Although I always really enjoyed Slay The Spire, it was only recently coming back to it that I really started to appreciate how much depth and replayability there is here. It's a roguelike deckbuilding game (which these days, would be enough to make me stop reading), but at least for me, feels like it was the game that started the landslide of roguelike deck builders. There are 4 classes to play, each with their own decks to master. There are so many card synergies to take advantage of, events, potions, relics, elite combats, bosses - just so many mechanics to keep the game interesting again and again. There's also a system for making the game progressively harder as you start to master it.
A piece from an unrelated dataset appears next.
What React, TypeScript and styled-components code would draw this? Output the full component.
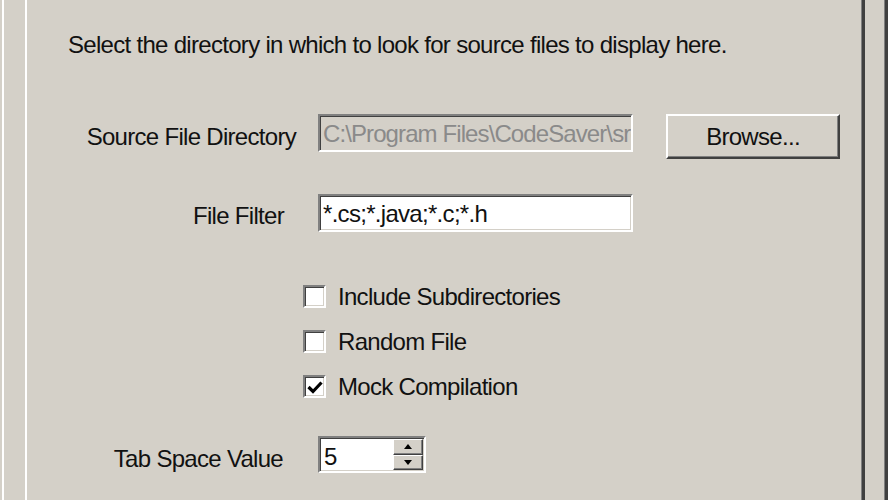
import React, { useState } from "react";
import styled, { createGlobalStyle } from "styled-components";

const GlobalStyle = createGlobalStyle`
  html, body {
    margin: 0;
    padding: 0;
    background: #d4d0c8;
  }
`;

const Window = styled.div`
  width: 888px;
  height: 500px;
  display: flex;
  overflow: hidden;
  background: #d4d0c8;
  font-family: "Liberation Sans", Arial, sans-serif;
  font-size: 24px;
  letter-spacing: -0.7px;
  color: #111;
`;

const OuterEdge = styled.div`
  flex: 1;
  display: flex;
  margin-left: 2px;
  padding: 0 20px 0 21px;
  border-left: 2px solid #ffffff;
  border-right: 3px solid #404040;
  box-shadow: inset -1px 0 0 #808080;
`;

const Panel = styled.div`
  flex: 1;
  display: flex;
  flex-direction: column;
  border-left: 2px solid #ffffff;
  border-right: 3px solid #404040;
  box-shadow: inset -1px 0 0 #808080;
`;

const Description = styled.div`
  margin: 31px 0 0 41px;
  line-height: 28px;
  white-space: nowrap;
`;

const Row = styled.div<{ $mt: number; $h: number }>`
  display: flex;
  align-items: center;
  margin-top: ${(p) => p.$mt}px;
  height: ${(p) => p.$h}px;
`;

const Label = styled.div<{ $pr: number; $dy?: number }>`
  width: 291px;
  box-sizing: border-box;
  padding-right: ${(p) => p.$pr}px;
  padding-top: ${(p) => (p.$dy ?? 0) * 2}px;
  text-align: right;
  white-space: nowrap;
`;

const TextField = styled.input<{ $disabled?: boolean }>`
  width: 315px;
  height: 38px;
  box-sizing: border-box;
  margin: 0;
  padding: 2px 0 0 3px;
  font: inherit;
  letter-spacing: ${(p) => (p.$disabled ? "-0.9px" : "inherit")};
  color: ${(p) => (p.$disabled ? "#8a8a8a" : "#111")};
  background: ${(p) => (p.$disabled ? "#d4d0c8" : "#ffffff")};
  border-style: solid;
  border-width: 2px;
  border-color: #808080 #ffffff #ffffff #808080;
  box-shadow: inset 1px 1px 0 #404040, inset -1px -1px 0 #d4d0c8;
  outline: none;
`;

const Button = styled.button`
  width: 174px;
  height: 45px;
  margin: 0 0 0 33px;
  align-self: flex-start;
  padding: 0;
  font: inherit;
  letter-spacing: inherit;
  color: #111;
  background: #d4d0c8;
  border-style: solid;
  border-width: 2px;
  border-color: #ffffff #404040 #404040 #ffffff;
  box-shadow: inset -1px -1px 0 #808080;
`;

const CheckRow = styled.label`
  display: flex;
  align-items: center;
  height: 45px;
  padding-left: 276px;
  cursor: default;
`;

const CheckBox = styled.span`
  width: 23px;
  height: 23px;
  box-sizing: border-box;
  display: flex;
  align-items: center;
  justify-content: center;
  background: #ffffff;
  border-style: solid;
  border-width: 2px;
  border-color: #808080 #ffffff #ffffff #808080;
  box-shadow: inset 1px 1px 0 #404040, inset -1px -1px 0 #d4d0c8;
  margin-right: 12px;
`;

const Spinner = styled.div`
  width: 108px;
  height: 37px;
  box-sizing: border-box;
  display: flex;
  background: #ffffff;
  border-style: solid;
  border-width: 2px;
  border-color: #808080 #ffffff #ffffff #808080;
  box-shadow: inset 1px 1px 0 #404040, inset -1px -1px 0 #d4d0c8;
  padding: 1px;
`;

const SpinValue = styled.div`
  flex: 1;
  padding: 2px 0 0 3px;
  line-height: 31px;
`;

const SpinButtons = styled.div`
  width: 30px;
  display: flex;
  flex-direction: column;
`;

const SpinButton = styled.div`
  flex: 1;
  display: flex;
  align-items: center;
  justify-content: center;
  box-sizing: border-box;
  background: #d4d0c8;
  border-style: solid;
  border-width: 1px;
  border-color: #ffffff #404040 #404040 #ffffff;
  box-shadow: inset -1px -1px 0 #808080;
`;

const Check = () => (
  <svg width="16" height="14" viewBox="0 0 16 14">
    <path d="M1.5 7 L6 11.5 L14.5 2.5" stroke="#000" strokeWidth="3.2" fill="none" />
  </svg>
);

const Arrow = ({ up }: { up: boolean }) => (
  <svg width="8" height="5" viewBox="0 0 8 5">
    <path d={up ? "M0 5 L4 0 L8 5 Z" : "M0 0 L8 0 L4 5 Z"} fill="#000" />
  </svg>
);

const OPTIONS = ["Include Subdirectories", "Random File", "Mock Compilation"];

const App = () => {
  const [checked, setChecked] = useState<boolean[]>([false, false, true]);
  const [filter, setFilter] = useState("*.cs;*.java;*.c;*.h");

  return (
    <Window>
      <GlobalStyle />
      <OuterEdge>
        <Panel>
          <Description>
            Select the directory in which to look for source files to display here.
          </Description>

          <Row $mt={55} $h={45}>
            <Label $pr={22}>Source File Directory</Label>
            <TextField
              $disabled
              readOnly
              value="C:\Program Files\CodeSaver\src"
              style={{ alignSelf: "flex-start" }}
            />
            <Button>Browse...</Button>
          </Row>

          <Row $mt={35} $h={38}>
            <Label $pr={34} $dy={3}>File Filter</Label>
            <TextField value={filter} onChange={(e) => setFilter(e.target.value)} />
          </Row>

          <div style={{ marginTop: 42 }}>
            {OPTIONS.map((opt, i) => (
              <CheckRow
                key={opt}
                onClick={() =>
                  setChecked(checked.map((c, j) => (j === i ? !c : c)))
                }
              >
                <CheckBox>{checked[i] && <Check />}</CheckBox>
                {opt}
              </CheckRow>
            ))}
          </div>

          <Row $mt={27} $h={37}>
            <Label $pr={35} $dy={4}>Tab Space Value</Label>
            <Spinner>
              <SpinValue>5</SpinValue>
              <SpinButtons>
                <SpinButton>
                  <Arrow up />
                </SpinButton>
                <SpinButton>
                  <Arrow up={false} />
                </SpinButton>
              </SpinButtons>
            </Spinner>
          </Row>
        </Panel>
      </OuterEdge>
    </Window>
  );
};

export default App;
I love the mechanics of this game; there are great card synergies and it's incredibly polished. Although the game feels challenging throughout and quite difficult, I still beat the entire game on my third attempt - RNG can play a big role in it. As always with games like this, the cards and relics you get are random, and so are all of the encounters; so you might get loads of good cards in a run or you might get rubbish - it's complete luck and there's not much you can do about that other than make the decision available at the time. This also applies to combat, although this is a failing of deck building games in general; the enemy might decide to attack for 30 damage and you have no defence cards in your hand that round.
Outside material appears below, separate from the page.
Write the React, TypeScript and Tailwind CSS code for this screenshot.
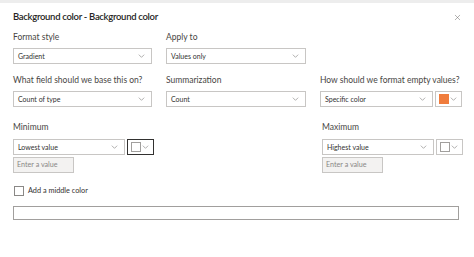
import { X } from 'lucide-react'

function Chevron() {
  return (
    <svg viewBox="0 0 10 6" className="h-[4px] w-[7px] text-[#8a8886]" fill="none" aria-hidden>
      <path d="M1 1l4 4 4-4" stroke="currentColor" strokeWidth="1" />
    </svg>
  )
}

function Select({ value, width }: { value: string; width: string }) {
  return (
    <div
      className={`flex h-[16px] ${width} items-center justify-between border border-[#c8c6c4] bg-white pl-[4px] pr-[6px]`}
    >
      <span className="text-[7px] leading-none text-[#323130]">{value}</span>
      <Chevron />
    </div>
  )
}

function ColorButton({ swatch, active }: { swatch?: string; active?: boolean }) {
  return (
    <div
      className={`flex h-[16px] w-[27px] items-center justify-between pl-[3px] pr-[4px] ${
        active ? 'border border-[#323130]' : 'border border-[#c8c6c4]'
      }`}
    >
      <div
        className={`h-[10px] w-[10px] ${swatch ? '' : 'border border-[#a19f9d] bg-white'}`}
        style={swatch ? { backgroundColor: swatch } : undefined}
      />
      <Chevron />
    </div>
  )
}

function Label({ children }: { children: string }) {
  return <p className="whitespace-nowrap text-[8.5px] leading-[12px] text-[#484644]">{children}</p>
}

function ValueInput() {
  return (
    <div className="flex h-[16px] w-[61px] items-center border border-[#c8c6c4] bg-[#f3f2f1] pl-[3px]">
      <span className="text-[7.2px] leading-none text-[#8a8886]">Enter a value</span>
    </div>
  )
}

export default function App() {
  return (
    <div
      className="relative h-[257px] w-[474px] overflow-hidden bg-white"
      style={{ fontFamily: 'Lato, "Noto Sans", sans-serif' }}
    >
      <div className="h-[3px] bg-[#ededed]" />

      <div className="flex items-center justify-between pl-[13px] pr-[12px] pt-[6px]">
        <h1 className="text-[9.5px] font-semibold leading-[16px] tracking-[-0.3px] text-[#252423]">
          Background color - Background color
        </h1>
        <X className="h-[9px] w-[9px] text-[#605e5c]" strokeWidth={1.25} />
      </div>

      <div className="flex flex-col pl-[13px] pr-[11px]">
        <div className="mt-[6px] flex gap-[14px]">
          <div className="flex w-[139px] flex-col gap-[5px]">
            <Label>Format style</Label>
            <Select value="Gradient" width="w-[139px]" />
          </div>
          <div className="flex w-[140px] flex-col gap-[5px]">
            <Label>Apply to</Label>
            <Select value="Values only" width="w-[140px]" />
          </div>
        </div>

        <div className="mt-[10px] flex gap-[14px]">
          <div className="flex w-[139px] flex-col gap-[5px]">
            <Label>What field should we base this on?</Label>
            <Select value="Count of type" width="w-[139px]" />
          </div>
          <div className="flex w-[140px] flex-col gap-[5px]">
            <Label>Summarization</Label>
            <Select value="Count" width="w-[140px]" />
          </div>
          <div className="flex flex-col gap-[5px]">
            <Label>How should we format empty values?</Label>
            <div className="flex gap-[2px]">
              <Select value="Specific color" width="w-[113px]" />
              <ColorButton swatch="#f07c3c" />
            </div>
          </div>
        </div>

        <div className="mt-[14px] flex justify-between">
          <div className="flex flex-col">
            <Label>Minimum</Label>
            <div className="mt-[6px] flex gap-[2px]">
              <Select value="Lowest value" width="w-[112px]" />
              <ColorButton active />
            </div>
            <div className="mt-[2px]">
              <ValueInput />
            </div>
          </div>
          <div className="flex flex-col">
            <Label>Maximum</Label>
            <div className="mt-[6px] flex gap-[2px]">
              <Select value="Highest value" width="w-[112px]" />
              <ColorButton />
            </div>
            <div className="mt-[2px]">
              <ValueInput />
            </div>
          </div>
        </div>

        <div className="mt-[13px] flex items-center gap-[4px] pl-[1px]">
          <div className="h-[10px] w-[10px] border border-[#8a8886] bg-white" />
          <span className="text-[7.3px] leading-none text-[#323130]">Add a middle color</span>
        </div>

        <div className="mt-[10px] h-[14px] w-[446px] border border-[#a19f9d]" />
      </div>
    </div>
  )
}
The three classes (they've since released a fourth character for free) are extremely diverse. There's a red guy focused around direct damage and blocking, and green guy focused on card management and poison damage, then there's a blue guy which seems to be focused on... chaos and randomness as near as I can make out.
The relics can have a completely game-changing effect on your run. One of the relics randomises the cost of your cards every time you draw them, one of them makes you keep your cards every turn instead of discarding them. There's a huge amount of diversity.